Exercise material start

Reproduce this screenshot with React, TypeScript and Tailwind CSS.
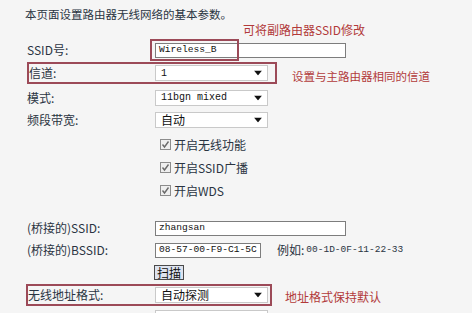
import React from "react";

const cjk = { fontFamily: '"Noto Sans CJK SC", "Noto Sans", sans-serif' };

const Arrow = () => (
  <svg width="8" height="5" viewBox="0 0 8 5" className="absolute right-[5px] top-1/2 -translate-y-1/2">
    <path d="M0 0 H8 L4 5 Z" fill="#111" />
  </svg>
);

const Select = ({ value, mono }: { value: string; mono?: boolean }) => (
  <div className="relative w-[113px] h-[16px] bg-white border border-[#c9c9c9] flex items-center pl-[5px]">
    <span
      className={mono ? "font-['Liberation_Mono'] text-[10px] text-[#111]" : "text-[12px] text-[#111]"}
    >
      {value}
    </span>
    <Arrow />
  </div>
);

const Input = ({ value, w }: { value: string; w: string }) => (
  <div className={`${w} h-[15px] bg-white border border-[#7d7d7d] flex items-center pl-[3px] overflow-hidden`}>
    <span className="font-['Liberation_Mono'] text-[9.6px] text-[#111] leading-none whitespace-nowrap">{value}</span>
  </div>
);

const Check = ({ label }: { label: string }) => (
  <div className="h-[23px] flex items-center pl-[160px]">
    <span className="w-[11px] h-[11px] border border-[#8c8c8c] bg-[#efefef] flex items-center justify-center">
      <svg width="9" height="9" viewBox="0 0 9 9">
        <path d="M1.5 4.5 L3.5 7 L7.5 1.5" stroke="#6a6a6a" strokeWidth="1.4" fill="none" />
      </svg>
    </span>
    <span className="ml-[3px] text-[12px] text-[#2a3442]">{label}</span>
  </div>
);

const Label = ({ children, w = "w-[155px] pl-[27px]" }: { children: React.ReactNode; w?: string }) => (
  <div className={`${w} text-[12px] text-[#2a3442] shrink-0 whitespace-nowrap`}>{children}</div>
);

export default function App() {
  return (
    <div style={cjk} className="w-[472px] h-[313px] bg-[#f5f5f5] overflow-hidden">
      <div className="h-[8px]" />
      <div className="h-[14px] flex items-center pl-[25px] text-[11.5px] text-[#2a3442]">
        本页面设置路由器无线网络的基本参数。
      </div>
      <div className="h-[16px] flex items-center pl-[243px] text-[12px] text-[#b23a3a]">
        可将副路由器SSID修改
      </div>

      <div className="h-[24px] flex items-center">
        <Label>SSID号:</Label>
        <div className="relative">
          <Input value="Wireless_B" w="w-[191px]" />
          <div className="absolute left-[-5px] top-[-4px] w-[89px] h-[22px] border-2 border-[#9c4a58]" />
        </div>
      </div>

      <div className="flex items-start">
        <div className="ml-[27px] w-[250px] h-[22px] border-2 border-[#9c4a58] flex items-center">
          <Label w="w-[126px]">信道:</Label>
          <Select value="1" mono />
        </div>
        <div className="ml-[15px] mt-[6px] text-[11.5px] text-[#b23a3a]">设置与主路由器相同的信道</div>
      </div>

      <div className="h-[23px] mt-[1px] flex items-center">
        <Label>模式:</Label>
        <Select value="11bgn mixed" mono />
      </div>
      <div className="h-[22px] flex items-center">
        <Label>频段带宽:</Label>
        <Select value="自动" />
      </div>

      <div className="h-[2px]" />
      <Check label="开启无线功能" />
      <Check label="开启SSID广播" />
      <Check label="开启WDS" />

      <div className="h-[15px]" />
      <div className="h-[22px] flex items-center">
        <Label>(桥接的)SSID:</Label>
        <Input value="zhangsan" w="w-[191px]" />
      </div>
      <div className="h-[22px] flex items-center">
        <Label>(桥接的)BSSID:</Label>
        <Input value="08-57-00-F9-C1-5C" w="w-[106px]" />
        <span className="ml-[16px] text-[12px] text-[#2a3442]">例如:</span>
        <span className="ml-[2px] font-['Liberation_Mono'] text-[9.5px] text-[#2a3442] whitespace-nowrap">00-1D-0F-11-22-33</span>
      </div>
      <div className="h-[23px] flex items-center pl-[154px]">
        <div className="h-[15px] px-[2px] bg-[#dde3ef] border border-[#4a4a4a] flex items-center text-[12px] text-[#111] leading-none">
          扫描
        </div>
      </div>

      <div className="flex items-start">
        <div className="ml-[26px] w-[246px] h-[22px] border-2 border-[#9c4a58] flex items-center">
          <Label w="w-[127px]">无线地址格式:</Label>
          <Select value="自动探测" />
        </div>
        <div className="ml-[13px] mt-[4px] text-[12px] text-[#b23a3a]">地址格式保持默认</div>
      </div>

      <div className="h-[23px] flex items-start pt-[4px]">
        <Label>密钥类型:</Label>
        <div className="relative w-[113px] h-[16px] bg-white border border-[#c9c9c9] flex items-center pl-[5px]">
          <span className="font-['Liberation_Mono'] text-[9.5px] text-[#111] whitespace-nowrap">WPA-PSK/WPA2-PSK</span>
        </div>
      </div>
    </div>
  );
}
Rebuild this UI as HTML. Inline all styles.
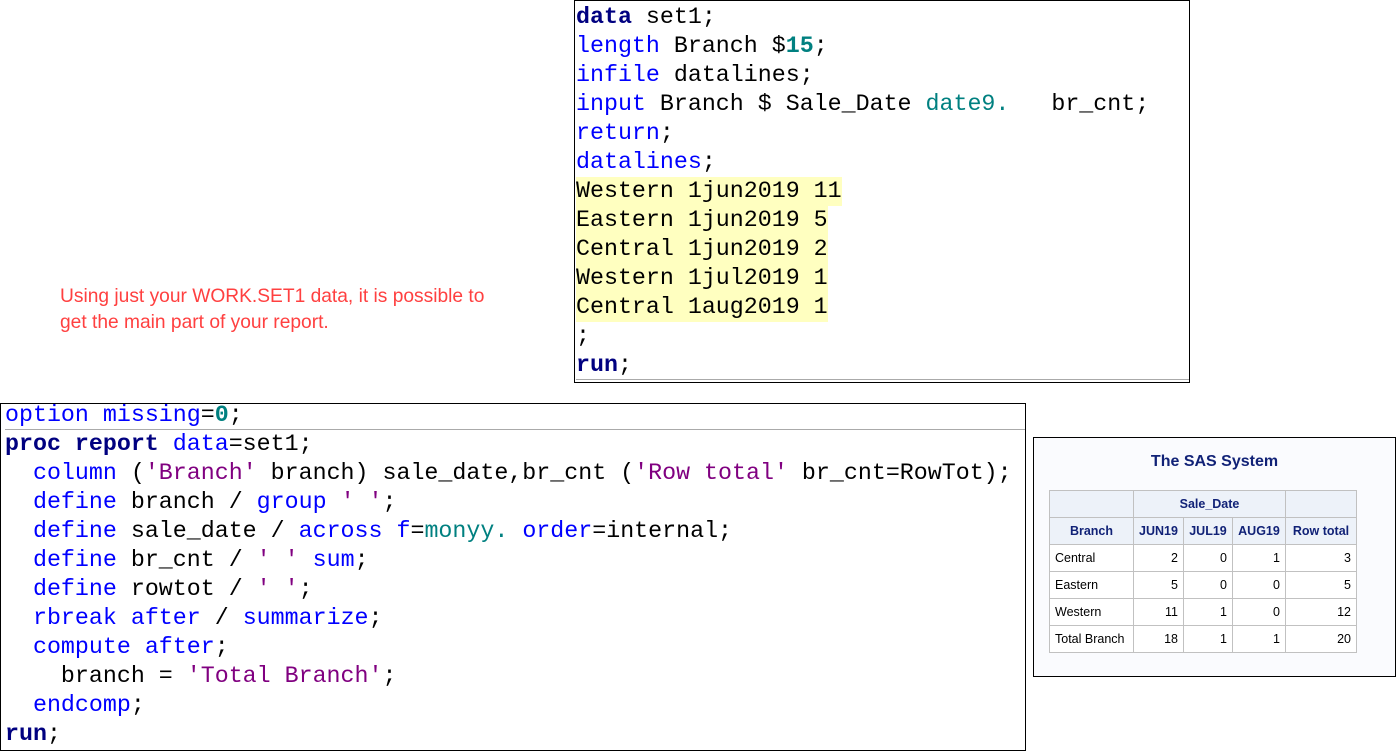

Exercise material end

Goal -> Repeat the data above exactly, but not the pictures.

Written answer ->
Reproduce this screenshot with React, TypeScript and Tailwind CSS.
import React from "react";

const cjk = { fontFamily: '"Noto Sans CJK SC", "Noto Sans", sans-serif' };

const Arrow = () => (
  <svg width="8" height="5" viewBox="0 0 8 5" className="absolute right-[5px] top-1/2 -translate-y-1/2">
    <path d="M0 0 H8 L4 5 Z" fill="#111" />
  </svg>
);

const Select = ({ value, mono }: { value: string; mono?: boolean }) => (
  <div className="relative w-[113px] h-[16px] bg-white border border-[#c9c9c9] flex items-center pl-[5px]">
    <span
      className={mono ? "font-['Liberation_Mono'] text-[10px] text-[#111]" : "text-[12px] text-[#111]"}
    >
      {value}
    </span>
    <Arrow />
  </div>
);

const Input = ({ value, w }: { value: string; w: string }) => (
  <div className={`${w} h-[15px] bg-white border border-[#7d7d7d] flex items-center pl-[3px] overflow-hidden`}>
    <span className="font-['Liberation_Mono'] text-[9.6px] text-[#111] leading-none whitespace-nowrap">{value}</span>
  </div>
);

const Check = ({ label }: { label: string }) => (
  <div className="h-[23px] flex items-center pl-[160px]">
    <span className="w-[11px] h-[11px] border border-[#8c8c8c] bg-[#efefef] flex items-center justify-center">
      <svg width="9" height="9" viewBox="0 0 9 9">
        <path d="M1.5 4.5 L3.5 7 L7.5 1.5" stroke="#6a6a6a" strokeWidth="1.4" fill="none" />
      </svg>
    </span>
    <span className="ml-[3px] text-[12px] text-[#2a3442]">{label}</span>
  </div>
);

const Label = ({ children, w = "w-[155px] pl-[27px]" }: { children: React.ReactNode; w?: string }) => (
  <div className={`${w} text-[12px] text-[#2a3442] shrink-0 whitespace-nowrap`}>{children}</div>
);

export default function App() {
  return (
    <div style={cjk} className="w-[472px] h-[313px] bg-[#f5f5f5] overflow-hidden">
      <div className="h-[8px]" />
      <div className="h-[14px] flex items-center pl-[25px] text-[11.5px] text-[#2a3442]">
        本页面设置路由器无线网络的基本参数。
      </div>
      <div className="h-[16px] flex items-center pl-[243px] text-[12px] text-[#b23a3a]">
        可将副路由器SSID修改
      </div>

      <div className="h-[24px] flex items-center">
        <Label>SSID号:</Label>
        <div className="relative">
          <Input value="Wireless_B" w="w-[191px]" />
          <div className="absolute left-[-5px] top-[-4px] w-[89px] h-[22px] border-2 border-[#9c4a58]" />
        </div>
      </div>

      <div className="flex items-start">
        <div className="ml-[27px] w-[250px] h-[22px] border-2 border-[#9c4a58] flex items-center">
          <Label w="w-[126px]">信道:</Label>
          <Select value="1" mono />
        </div>
        <div className="ml-[15px] mt-[6px] text-[11.5px] text-[#b23a3a]">设置与主路由器相同的信道</div>
      </div>

      <div className="h-[23px] mt-[1px] flex items-center">
        <Label>模式:</Label>
        <Select value="11bgn mixed" mono />
      </div>
      <div className="h-[22px] flex items-center">
        <Label>频段带宽:</Label>
        <Select value="自动" />
      </div>

      <div className="h-[2px]" />
      <Check label="开启无线功能" />
      <Check label="开启SSID广播" />
      <Check label="开启WDS" />

      <div className="h-[15px]" />
      <div className="h-[22px] flex items-center">
        <Label>(桥接的)SSID:</Label>
        <Input value="zhangsan" w="w-[191px]" />
      </div>
      <div className="h-[22px] flex items-center">
        <Label>(桥接的)BSSID:</Label>
        <Input value="08-57-00-F9-C1-5C" w="w-[106px]" />
        <span className="ml-[16px] text-[12px] text-[#2a3442]">例如:</span>
        <span className="ml-[2px] font-['Liberation_Mono'] text-[9.5px] text-[#2a3442] whitespace-nowrap">00-1D-0F-11-22-33</span>
      </div>
      <div className="h-[23px] flex items-center pl-[154px]">
        <div className="h-[15px] px-[2px] bg-[#dde3ef] border border-[#4a4a4a] flex items-center text-[12px] text-[#111] leading-none">
          扫描
        </div>
      </div>

      <div className="flex items-start">
        <div className="ml-[26px] w-[246px] h-[22px] border-2 border-[#9c4a58] flex items-center">
          <Label w="w-[127px]">无线地址格式:</Label>
          <Select value="自动探测" />
        </div>
        <div className="ml-[13px] mt-[4px] text-[12px] text-[#b23a3a]">地址格式保持默认</div>
      </div>

      <div className="h-[23px] flex items-start pt-[4px]">
        <Label>密钥类型:</Label>
        <div className="relative w-[113px] h-[16px] bg-white border border-[#c9c9c9] flex items-center pl-[5px]">
          <span className="font-['Liberation_Mono'] text-[9.5px] text-[#111] whitespace-nowrap">WPA-PSK/WPA2-PSK</span>
        </div>
      </div>
    </div>
  );
}
Rebuild this UI as HTML. Inline all styles.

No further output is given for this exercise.